Cela n’empêche pas, bien sûr, qu’il y ait dans les livres de Maurice Blanchot, autant que dans les romans de Henry James, un ton inimitable. J’aimerais pouvoir en parler, mais je sais que d’autres, qui le connaissent et habitent ses livres beaucoup mieux, le feront. Il appartient à ce ton d’emporter des questions aussi graves que l’incommunicable et l’indéchiffrable — le désœuvrement, la mort, le ressassement, la loi, qui ne sont plus des questions, ni des thèmes, ni peut-être des concepts — dans un mouvement qui confère à chacun de ces mots une alacrité insolite. Plus cette intonation est grave, plus la pensée semble s’accélérer, comme si la gravité était soumise par la vitesse à un effet Doppler. Il s’agit bien d’un accent, qui infléchit et fait remonter la voix au plus près d’une limite. Bien entendu, la voix de Maurice Blanchot n’est pas la voix du neutre, qu’elle pourchasse par des doubles négations et qu’elle appelle, au-delà des négations, par une passivité affirmatrice plus consciente que dans n’importe quelle autre voix, qu’elle soit de fiction ou de commentaire, ou de commentaire sous-jacent à la fiction. Néanmoins, cet appel du neutre, de plus en plus obsédant, est ce qui donne son ton à la voix de Maurice Blanchot. On pourrait l’appeler l’ "accent du neutre " , à condition d’entendre dans ce lien une provenance plutôt qu’une attribution. Le neutre sans accent donne à ces livres l’accent que j’ai maladroitement décrit. Et leurs derniers mots, plus que des questions ou des concepts, sont des effets, des créatures de cet accent. Comme du personnage de La coupe d’or, on aime donc, chez Maurice Blanchot, l’accent qui l’a rendu possible.

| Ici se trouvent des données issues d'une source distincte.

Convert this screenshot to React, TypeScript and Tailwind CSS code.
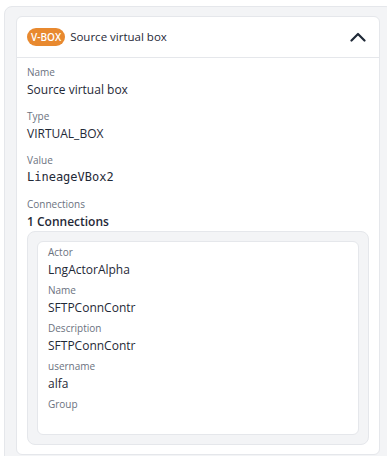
import type { JSX } from 'react';

const FONT = { fontFamily: '"Open Sans", "Noto Sans", sans-serif' };

function Field({ label, value, mono, weight }: { label: string; value?: string; mono?: boolean; weight?: string }): JSX.Element {
  return (
    <div className="flex flex-col">
      <div className="text-[10px] leading-[15px] text-[#6b7280]">{label}</div>
      {value !== undefined && (
        <div
          className={`text-[12px] leading-[19px] text-[#1f2937] ${weight ?? ''} ${mono ? 'text-[11px]' : ''}`}
          style={mono ? { fontFamily: '"DejaVu Sans Mono", monospace' } : undefined}
        >
          {value}
        </div>
      )}
    </div>
  );
}

export default function App(): JSX.Element {
  return (
    <div className="w-[387px] h-[456px] overflow-hidden bg-white" style={FONT}>
      <div className="ml-[4px] mt-[6px] w-[390px] h-[470px] rounded-[8px] border border-[#e5e7eb] bg-[#f3f4f6] pl-[11px] pt-[9px]">
        <div className="w-[364px] rounded-[6px] border border-[#e5e7eb] bg-white">
          {/* header */}
          <div className="flex h-[41px] items-center justify-between border-b border-[#e5e7eb] pl-[10px] pr-[13px]">
            <div className="flex items-center gap-[5px]">
              <span className="rounded-full bg-[#e8892f] px-[4px] text-[10px] font-semibold leading-[18px] text-white">V-BOX</span>
              <span className="text-[11.5px] font-medium text-[#1f2937]">Source virtual box</span>
            </div>
            <svg width="16" height="10" viewBox="0 0 16 10" fill="none" stroke="#1f2937" strokeWidth="2.2" strokeLinecap="round" strokeLinejoin="round">
              <path d="M1.5 8.5 8 2l6.5 6.5" />
            </svg>
          </div>
          {/* body */}
          <div className="flex flex-col gap-[10px] px-[10px] pt-[7px] pb-[9px]">
            <Field label="Name" value="Source virtual box" />
            <Field label="Type" value="VIRTUAL_BOX" />
            <Field label="Value" value="LineageVBox2" mono />
            <div className="flex flex-col">
              <Field label="Connections" value="1 Connections" weight="font-semibold" />
              <div className="rounded-[8px] border border-[#e5e7eb] bg-[#f3f4f6] p-[9px]">
                <div className="flex flex-col gap-[4px] rounded-[6px] border border-[#e5e7eb] bg-white px-[10px] pt-[3px] pb-[22px]">
                  <Field label="Actor" value="LngActorAlpha" weight="font-medium" />
                  <Field label="Name" value="SFTPConnContr" />
                  <Field label="Description" value="SFTPConnContr" />
                  <Field label="username" value="alfa" />
                  <Field label="Group" />
                </div>
              </div>
            </div>
          </div>
        </div>
      </div>
    </div>
  );
}
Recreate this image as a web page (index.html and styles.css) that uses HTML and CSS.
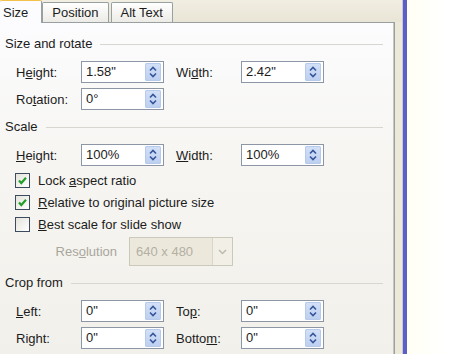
FILE: index.html
```html
<!DOCTYPE html>
<html lang="en">
<head>
    <meta charset="UTF-8">
    <title>Size and Position</title>
    <link rel="stylesheet" href="styles.css">
</head>
<body>
    <div class="screen">
        <div class="dialog">
            <!-- Schede in alto -->
            <div class="tabs">
                <div class="tab tab-active">Size</div>
                <div class="tab">Position</div>
                <div class="tab tab-alt">Alt Text</div>
            </div>

            <div class="panel">
                <div class="group-title"><span>Size and rotate</span><i></i></div>
                <div class="fields">
                    <label>H<u>e</u>ight:</label>
                    <div class="spin"><span class="spin-value">1.58"</span><span class="spin-btn"><svg width="8" height="12" viewBox="0 0 8 12"><path d="M1 4.5 4 1.5 7 4.5M1 7.5 4 10.5 7 7.5" fill="none" stroke="#35569a" stroke-width="1.6"/></svg></span></div>
                    <label class="col2">Wi<u>d</u>th:</label>
                    <div class="spin"><span class="spin-value">2.42"</span><span class="spin-btn"><svg width="8" height="12" viewBox="0 0 8 12"><path d="M1 4.5 4 1.5 7 4.5M1 7.5 4 10.5 7 7.5" fill="none" stroke="#35569a" stroke-width="1.6"/></svg></span></div>
                    <label>Ro<u>t</u>ation:</label>
                    <div class="spin"><span class="spin-value">0°</span><span class="spin-btn"><svg width="8" height="12" viewBox="0 0 8 12"><path d="M1 4.5 4 1.5 7 4.5M1 7.5 4 10.5 7 7.5" fill="none" stroke="#35569a" stroke-width="1.6"/></svg></span></div>
                </div>

                <div class="group-title"><span>Scale</span><i></i></div>
                <div class="fields">
                    <label><u>H</u>eight:</label>
                    <div class="spin"><span class="spin-value">100%</span><span class="spin-btn"><svg width="8" height="12" viewBox="0 0 8 12"><path d="M1 4.5 4 1.5 7 4.5M1 7.5 4 10.5 7 7.5" fill="none" stroke="#35569a" stroke-width="1.6"/></svg></span></div>
                    <label class="col2"><u>W</u>idth:</label>
                    <div class="spin"><span class="spin-value">100%</span><span class="spin-btn"><svg width="8" height="12" viewBox="0 0 8 12"><path d="M1 4.5 4 1.5 7 4.5M1 7.5 4 10.5 7 7.5" fill="none" stroke="#35569a" stroke-width="1.6"/></svg></span></div>
                </div>

                <div class="checks">
                    <div class="check-row"><span class="box"><svg width="11" height="11" viewBox="0 0 11 11"><path d="M2 5.5 4.3 8 9 2.8" fill="none" stroke="#22a02a" stroke-width="2.2"/></svg></span><span>Lock <u>a</u>spect ratio</span></div>
                    <div class="check-row"><span class="box"><svg width="11" height="11" viewBox="0 0 11 11"><path d="M2 5.5 4.3 8 9 2.8" fill="none" stroke="#22a02a" stroke-width="2.2"/></svg></span><span><u>R</u>elative to original picture size</span></div>
                    <div class="check-row"><span class="box"></span><span><u>B</u>est scale for slide show</span></div>
                </div>

                <div class="resolution">
                    <label>Res<u>o</u>lution</label>
                    <div class="combo">
                        <span class="combo-value">640 x 480</span>
                        <span class="combo-btn"><svg width="9" height="6" viewBox="0 0 9 6"><path d="M1 1 4.5 4.5 8 1" fill="none" stroke="#bdb9ad" stroke-width="1.5"/></svg></span>
                    </div>
                </div>

                <div class="group-title"><span>Crop from</span><i></i></div>
                <div class="fields">
                    <label><u>L</u>eft:</label>
                    <div class="spin"><span class="spin-value">0"</span><span class="spin-btn"><svg width="8" height="12" viewBox="0 0 8 12"><path d="M1 4.5 4 1.5 7 4.5M1 7.5 4 10.5 7 7.5" fill="none" stroke="#35569a" stroke-width="1.6"/></svg></span></div>
                    <label class="col2">To<u>p</u>:</label>
                    <div class="spin"><span class="spin-value">0"</span><span class="spin-btn"><svg width="8" height="12" viewBox="0 0 8 12"><path d="M1 4.5 4 1.5 7 4.5M1 7.5 4 10.5 7 7.5" fill="none" stroke="#35569a" stroke-width="1.6"/></svg></span></div>
                    <label>Ri<u>g</u>ht:</label>
                    <div class="spin"><span class="spin-value">0"</span><span class="spin-btn"><svg width="8" height="12" viewBox="0 0 8 12"><path d="M1 4.5 4 1.5 7 4.5M1 7.5 4 10.5 7 7.5" fill="none" stroke="#35569a" stroke-width="1.6"/></svg></span></div>
                    <label class="col2">Botto<u>m</u>:</label>
                    <div class="spin"><span class="spin-value">0"</span><span class="spin-btn"><svg width="8" height="12" viewBox="0 0 8 12"><path d="M1 4.5 4 1.5 7 4.5M1 7.5 4 10.5 7 7.5" fill="none" stroke="#35569a" stroke-width="1.6"/></svg></span></div>
                </div>
            </div>
        </div>
        <div class="edge"></div>
        <div class="backdrop"></div>
    </div>
</body>
</html>
```

FILE: styles.css
```css
body {
    margin: 0;
    font-family: 'Liberation Sans', Arial, sans-serif;
    font-size: 13px;
    color: #1c1c1c;
    background: #ffffff;
}
.screen {
    display: flex;
    height: 354px;
    overflow: hidden;
}
.dialog {
    width: 403px;
    flex: none;
    display: flex;
    flex-direction: column;
    background: #ece9d9;
}

/* schede */
.tabs {
    display: flex;
    align-items: flex-end;
    height: 22px;
    background: linear-gradient(#f1eee2, #e9e5d6);
}
.tab {
    height: 19px;
    line-height: 19px;
    padding: 0 9px;
    border: 1px solid #98a0a2;
    border-bottom: none;
    border-radius: 2px 2px 0 0;
    background: linear-gradient(#ffffff, #ecebe6);
    position: relative;
}
.tab-active {
    height: 22px;
    line-height: 24px;
    padding: 0 13px 0 3px;
    border-left: none;
    border-top: 1px solid #f4c24a;
    margin-bottom: -1px;
    background: #fcfcfe;
    z-index: 1;
}
.tab-alt {
    margin-left: 2px;
}

.panel {
    width: 394px;
    flex: 1;
    border-top: 1px solid #98a0a2;
    border-right: 1px solid #98a0a2;
    box-shadow: inset -1px 0 0 #c8c7c0;
    background: linear-gradient(#fcfcfe, #f6f5f1 45%, #f1f0eb);
}

.group-title {
    display: flex;
    align-items: center;
    gap: 8px;
    height: 16px;
    line-height: 16px;
    margin: 13px 11px 0 5px;
}
.group-title + .fields {
    margin-top: 9px;
}
.fields + .group-title {
    margin-top: 9px;
}
.resolution + .group-title {
    margin-top: 9px;
}
.group-title i {
    flex: 1;
    height: 1px;
    background: #d7d6d0;
}
.group-title:last-of-type + .fields {
    margin-top: 8px;
}

.fields {
    display: grid;
    grid-template-columns: 65px 83px 77px 83px;
    grid-auto-rows: 22px;
    row-gap: 5px;
    margin-left: 16px;
    align-items: center;
}
.fields .col2 {
    padding-left: 12px;
}
.spin {
    display: flex;
    height: 22px;
    box-sizing: border-box;
    border: 1px solid #8c96a4;
    background: #ffffff;
}
.spin-value {
    flex: 1;
    line-height: 20px;
    padding-left: 4px;
}
.spin-btn {
    width: 16px;
    margin: 1px 2px 1px 0;
    border-radius: 2px;
    background: linear-gradient(#d3e1f7, #bccff0);
    box-shadow: inset 0 0 0 1px #b8caec;
    display: flex;
    align-items: center;
    justify-content: center;
}

.checks {
    margin: 3px 0 0 15px;
}
.check-row {
    display: flex;
    align-items: center;
    gap: 8px;
    height: 22px;
}
.box {
    width: 13px;
    height: 13px;
    border: 1px solid #3c4c5e;
    background: linear-gradient(135deg, #e4e3dc, #ffffff);
    display: flex;
    align-items: center;
    justify-content: center;
}

.resolution {
    display: flex;
    align-items: center;
    margin-top: 2px;
}
.resolution label {
    width: 117px;
    text-align: right;
    padding-right: 12px;
    box-sizing: content-box;
    color: #a9a69c;
}
.combo {
    display: flex;
    width: 104px;
    height: 29px;
    box-sizing: border-box;
    border: 1px solid #cbc8bc;
    background: #ece9dc;
    color: #b3afa3;
}
.combo-value {
    flex: 1;
    line-height: 27px;
    padding-left: 6px;
}
.combo-btn {
    width: 19px;
    border-left: 1px solid #d9d6cb;
    background: #f1efe6;
    display: flex;
    align-items: center;
    justify-content: center;
}

.edge {
    width: 4px;
    flex: none;
    background: #5b5fc6;
    box-shadow: 1px 0 0 #a7aae0, -1px 0 0 #c9c6d8;
}
.backdrop {
    flex: 1;
    background: linear-gradient(90deg, #fffff4, #ffffff 40px);
}
```
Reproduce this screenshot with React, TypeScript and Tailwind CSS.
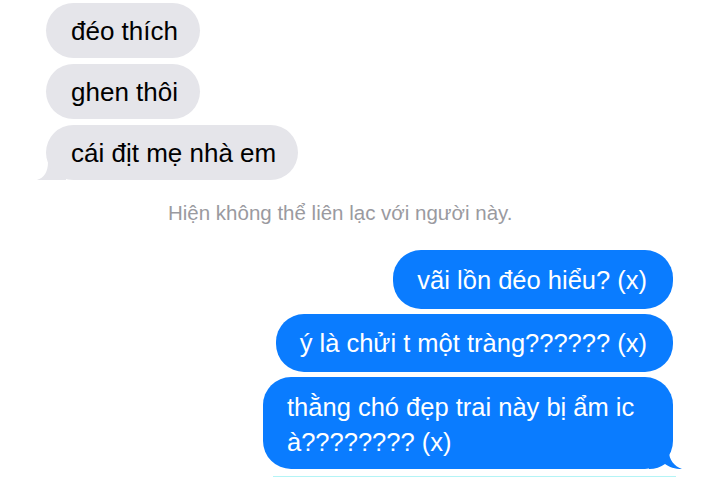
import React from "react";

const font = { fontFamily: '"Liberation Sans", Arial, sans-serif' };

function Gray({ text, tail }: { text: string; tail?: boolean }) {
  return (
    <div className="relative self-start">
      {tail && (
        <svg className="absolute left-[-10px] bottom-0" width="30" height="26" viewBox="0 0 30 26">
          <path d="M12 0 L30 0 L30 26 L1 26 C8 24 12 18 12 8 Z" fill="#e5e5ea" />
          <path d="M1 26 C6 25.5 11 24 15 21 L22 26 Z" fill="#e5e5ea" />
        </svg>
      )}
      <div className="relative h-[55px] rounded-[28px] bg-[#e5e5ea] pl-[25px] pr-[22px] flex items-center text-[26px] text-black leading-[30px]">
        {text}
      </div>
    </div>
  );
}

function Blue({ children, tail, className }: { children: React.ReactNode; tail?: boolean; className?: string }) {
  return (
    <div className="relative self-end">
      {tail && (
        <svg className="absolute right-[-10px] bottom-0" width="34" height="30" viewBox="0 0 34 30">
          <path d="M0 0 L20 0 L20 12 C20 21 25 27 33 30 C26 30 20 28 16 25 C12 28 6 30 0 30 Z" fill="#0a7cff" />
        </svg>
      )}
      <div className={"relative rounded-[28px] bg-[#0a7cff] text-white text-[25.5px] " + (className ?? "")}>
        {children}
      </div>
    </div>
  );
}

export default function App() {
  return (
    <div className="w-[720px] h-[477px] bg-white overflow-hidden flex flex-col" style={font}>
      <div className="flex flex-col gap-[6px] pl-[46px] pt-[3px]">
        <Gray text="đéo thích" />
        <Gray text="ghen thôi" />
        <Gray text="cái địt mẹ nhà em" tail />
      </div>
      <div className="mt-[21px] pl-[168px] text-[20.5px] leading-[24px] text-[#9a9a9f]">
        Hiện không thể liên lạc với người này.
      </div>
      <div className="mt-[25px] flex flex-col gap-[5px] pr-[47px]">
        <Blue className="h-[59px] pl-[24px] pr-[26px] flex items-center leading-[30px]">vãi lồn đéo hiểu? (x)</Blue>
        <Blue className="h-[58px] pl-[24px] pr-[26px] flex items-center leading-[30px]">ý là chửi t một tràng?????? (x)</Blue>
        <Blue tail className="h-[92px] w-[410px] pl-[24px] pr-[20px] pt-[13px] leading-[35px]">
          thằng chó đẹp trai này bị ẩm ic à???????? (x)
        </Blue>
      </div>
      <div className="mt-[7px] ml-[273px] w-[403px] h-[2px] bg-[#b4f4f6]" />
    </div>
  );
}
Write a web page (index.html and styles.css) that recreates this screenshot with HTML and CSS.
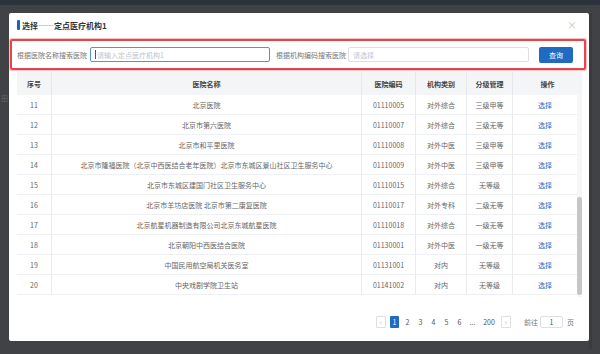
FILE: index.html
```html
<!DOCTYPE html>
<html lang="zh">
<head>
<meta charset="utf-8">
<link rel="stylesheet" href="styles.css">
</head>
<body>
<div class="topbar"></div>
<div class="stage">
  <div class="side side-left"><span class="ghost">田</span></div>
  <div class="modal">
    <div class="modal-head">
      <div class="title"><span class="title-bar"></span>选择——定点医疗机构1</div>
      <span class="close">×</span>
    </div>
    <div class="search">
      <span class="label">根据医院名称搜索医院</span>
      <div class="input input-focus"><span class="caret"></span><span class="ph">请输入定点医疗机构1</span></div>
      <span class="label label-2">根据机构编码搜索医院</span>
      <div class="input input-2"><span class="ph">请选择</span></div>
      <button class="btn">查询</button>
    </div>
    <div class="grid">
      <div class="row head">
        <div class="c c-no">序号</div>
        <div class="c c-name">医院名称</div>
        <div class="c c-code">医院编码</div>
        <div class="c c-type">机构类别</div>
        <div class="c c-grade">分级管理</div>
        <div class="c c-op c-op-head">操作</div>
      </div>
      <div class="body">
        <div class="rows">
          <div class="row"><div class="c c-no">11</div><div class="c c-name">北京医院</div><div class="c c-code">01110005</div><div class="c c-type">对外综合</div><div class="c c-grade">三级甲等</div><div class="c c-op"><a class="link">选择</a></div></div>
          <div class="row"><div class="c c-no">12</div><div class="c c-name">北京市第六医院</div><div class="c c-code">01110007</div><div class="c c-type">对外综合</div><div class="c c-grade">三级无等</div><div class="c c-op"><a class="link">选择</a></div></div>
          <div class="row"><div class="c c-no">13</div><div class="c c-name">北京市和平里医院</div><div class="c c-code">01110008</div><div class="c c-type">对外中医</div><div class="c c-grade">三级甲等</div><div class="c c-op"><a class="link">选择</a></div></div>
          <div class="row"><div class="c c-no">14</div><div class="c c-name">北京市隆福医院（北京中西医结合老年医院）北京市东城区景山社区卫生服务中心</div><div class="c c-code">01110009</div><div class="c c-type">对外中医</div><div class="c c-grade">三级甲等</div><div class="c c-op"><a class="link">选择</a></div></div>
          <div class="row"><div class="c c-no">15</div><div class="c c-name">北京市东城区建国门社区卫生服务中心</div><div class="c c-code">01110015</div><div class="c c-type">对外综合</div><div class="c c-grade">无等级</div><div class="c c-op"><a class="link">选择</a></div></div>
          <div class="row"><div class="c c-no">16</div><div class="c c-name">北京市羊坊店医院 北京市第二康复医院</div><div class="c c-code">01110017</div><div class="c c-type">对外专科</div><div class="c c-grade">二级无等</div><div class="c c-op"><a class="link">选择</a></div></div>
          <div class="row"><div class="c c-no">17</div><div class="c c-name">北京航星机器制造有限公司北京东城航星医院</div><div class="c c-code">01110018</div><div class="c c-type">对外综合</div><div class="c c-grade">一级无等</div><div class="c c-op"><a class="link">选择</a></div></div>
          <div class="row"><div class="c c-no">18</div><div class="c c-name">北京朝阳中西医结合医院</div><div class="c c-code">01130001</div><div class="c c-type">对外中医</div><div class="c c-grade">一级无等</div><div class="c c-op"><a class="link">选择</a></div></div>
          <div class="row"><div class="c c-no">19</div><div class="c c-name">中国民用航空局机关医务室</div><div class="c c-code">01131001</div><div class="c c-type">对内</div><div class="c c-grade">无等级</div><div class="c c-op"><a class="link">选择</a></div></div>
          <div class="row"><div class="c c-no">20</div><div class="c c-name">中央戏剧学院卫生站</div><div class="c c-code">01141002</div><div class="c c-type">对内</div><div class="c c-grade">无等级</div><div class="c c-op"><a class="link">选择</a></div></div>
        </div>
        <div class="track"><div class="thumb"></div></div>
      </div>
    </div>
    <div class="pager">
      <span class="pbtn">&lsaquo;</span>
      <span class="pg active">1</span>
      <span class="pg">2</span>
      <span class="pg">3</span>
      <span class="pg">4</span>
      <span class="pg">5</span>
      <span class="pg">6</span>
      <span class="pg">...</span>
      <span class="pg pg-wide">200</span>
      <span class="pbtn">&rsaquo;</span>
      <span class="goto">前往</span>
      <span class="pinput">1</span>
      <span class="unit">页</span>
    </div>
  </div>
  <div class="side side-right"></div>
</div>
</body>
</html>
```

FILE: styles.css
```css
* { box-sizing: border-box; }
html, body {
  margin: 0;
  padding: 0;
  width: 600px;
  height: 354px;
  overflow: hidden;
}
body {
  background: #414245;
  font-family: "Noto Sans CJK SC", "Noto Sans", sans-serif;
  font-size: 7px;
  color: #666;
}
.topbar {
  height: 5px;
  background: #2c323b;
}
.stage {
  display: flex;
  padding-top: 8px;
}
.side {
  width: 9px;
  height: 336px;
}
.side-left {
  position: relative;
}
.ghost {
  position: absolute;
  left: 1px;
  top: 80px;
  font-size: 7px;
  color: #666;
}
.side-right {
  width: 11px;
  border-left: 3px solid #3a3b3e;
}
.modal {
  width: 580px;
  height: 328px;
  background: #fff;
  border-radius: 2px;
  display: flex;
  flex-direction: column;
}
.modal-head {
  height: 26px;
  display: flex;
  align-items: center;
  justify-content: space-between;
  padding: 0 12px 2px 8px;
}
.title {
  display: flex;
  align-items: center;
  font-size: 8px;
  font-weight: 700;
  color: #333;
}
.title-bar {
  width: 3px;
  height: 10px;
  background: #1e63b8;
  border-radius: 1px;
  margin-right: 2px;
}
.close {
  font-size: 10px;
  color: #c8c8c8;
  line-height: 1;
}
.search {
  margin: 0 3px 0 1px;
  height: 31px;
  border: 2px solid #e3454b;
  box-shadow: 0 0 1px 0.5px rgba(227, 69, 75, 0.35);
  border-radius: 2px;
  display: flex;
  align-items: center;
  padding-left: 5px;
}
.label {
  color: #777;
  white-space: nowrap;
  width: 73px;
}
.label-2 {
  width: 72px;
  margin-left: 6px;
}
.input {
  height: 15px;
  border: 1px solid #dcdfe6;
  border-radius: 2px;
  display: flex;
  align-items: center;
  padding-left: 4px;
}
.input-focus {
  width: 180px;
  border-color: #5b90d8;
}
.input-2 {
  width: 181px;
}
.caret {
  width: 1px;
  height: 9px;
  background: #555;
  margin-right: 1px;
}
.ph {
  color: #c0c4cc;
}
.btn {
  margin-left: 10px;
  width: 34px;
  height: 16px;
  border: none;
  border-radius: 2px;
  background: #1e6bc1;
  color: #fff;
  font-family: inherit;
  font-size: 7px;
  padding: 0;
}
.grid {
  margin: 2px 7px 0 8px;
}
.row {
  display: flex;
  height: 20px;
  border-bottom: 1px solid #eef0f3;
}
.row.head {
  height: 23px;
  background: #f4f5f7;
  color: #444;
  font-weight: 700;
  border-bottom: none;
}
.c {
  display: flex;
  align-items: center;
  justify-content: center;
  white-space: nowrap;
  border-right: 1px solid #e8eaee;
}
.c-no { width: 35px; }
.c-name { width: 310px; }
.c-code { width: 54px; }
.c-type { width: 51px; }
.c-grade { width: 46px; }
.c-op { width: 64px; border-right: none; }
.c-op-head { width: 69px; }
.head .c { border-right-color: #e6e8ec; }
.body {
  display: flex;
}
.rows {
  width: 560px;
}
.link {
  color: #2a6cc4;
}
.track {
  width: 5px;
  height: 202px;
  background: #f6f6f6;
  padding-top: 102px;
}
.thumb {
  width: 5px;
  height: 98px;
  background: #c6c6c6;
  border-radius: 3px;
}
.pager {
  display: flex;
  align-items: center;
  justify-content: flex-end;
  gap: 4px;
  padding-right: 15px;
  margin-top: 19px;
  color: #555;
}
.pbtn {
  width: 10px;
  height: 12px;
  border: 1px solid #dcdfe6;
  border-radius: 1px;
  display: flex;
  align-items: center;
  justify-content: center;
  color: #bbb;
  font-size: 8px;
  line-height: 1;
}
.pg {
  width: 9px;
  height: 12px;
  display: flex;
  align-items: center;
  justify-content: center;
}
.pg-wide { width: 16px; }
.pg.active {
  background: #1e6bc1;
  color: #fff;
  border-radius: 1px;
}
.goto {
  margin-left: 9px;
  color: #777;
}
.pinput {
  width: 23px;
  height: 12px;
  border: 1px solid #dcdfe6;
  border-radius: 2px;
  display: flex;
  align-items: center;
  justify-content: center;
  margin-left: -2px;
}
.unit { color: #777; }
```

Cette question d’accent, pour futile qu’elle puisse paraître au regard des enjeux théoriques de ces livres, je crois qu’elle fut déterminante pour les lecteurs de mon âge quand ils les découvraient. Une œuvre en voie d’achèvement qui se vouait à l’absence d’œuvre et à l’inachèvement appelait avec une force extraordinaire. Qu’appelait-elle ? Chacun sur un ton qui lui était propre et tout autre que celui de Blanchot, un philosophe pouvait la commenter, un écrivain pouvait s’en nourrir, puisant dans quelque chose comme la pensée la plus puissante de la modernité littéraire. Mais, pour qui ne serait peut-être ni l’un ni l’autre, il était tentant d’imiter ce ton, de s’en inspirer au sens vulgaire du terme. Alors — les exemples ne manquent pas — , il se passe une chose curieuse, sans doute parce que ce ton est à la fois un accent imitable et le neutre dans tout accent : par le ton mimé, ce qui est perdu, ce qui est le plus endommagé, c’est le ton même. Pour le dire autrement, c’est la provenance du ton, l’accent comme inflexion ou effet d’une pression, qui disparaît derrière une provenance factuelle, une influence, et derrière les traits superficiels de la voix, ses effets analysables en termes d’affects et de concepts. Dans une telle transaction, comme au jeu de l’influence décrit par La source sacrée, les donataires gagnent plus qu’il n’ont reçu, mais le donateur ne perd pas moins que ce qu’il a donné — deux fois hélas. Et reste alors ce à quoi Maurice Blanchot, grâce à l’entraînement de sa phrase, à la pression de sa pensée, ne s’est justement jamais laissé piéger : un pathos, une thématique. Sans doute est-ce là le paradoxe de tout héritage littéraire ou intellectuel. Mais, parce que cette oeuvre ne se laisse justement cadrer ni par " le récit " , ni par " la philosophie " , ni par " l’oeuvre " que formerait son legs et dont elle promet l’absence, la voix, ou plus exactement l’accent que lui donne le neutre sans pour autant s’y incarner ni le transmettre, est pour elle plus que pour toute autre la question cruciale. Maurice Blanchot nous la laisse, et en la laissant en suspens nous lui rendons l’hommage du vaincu de La source sacrée : nous manque irrémédiablement son intonation.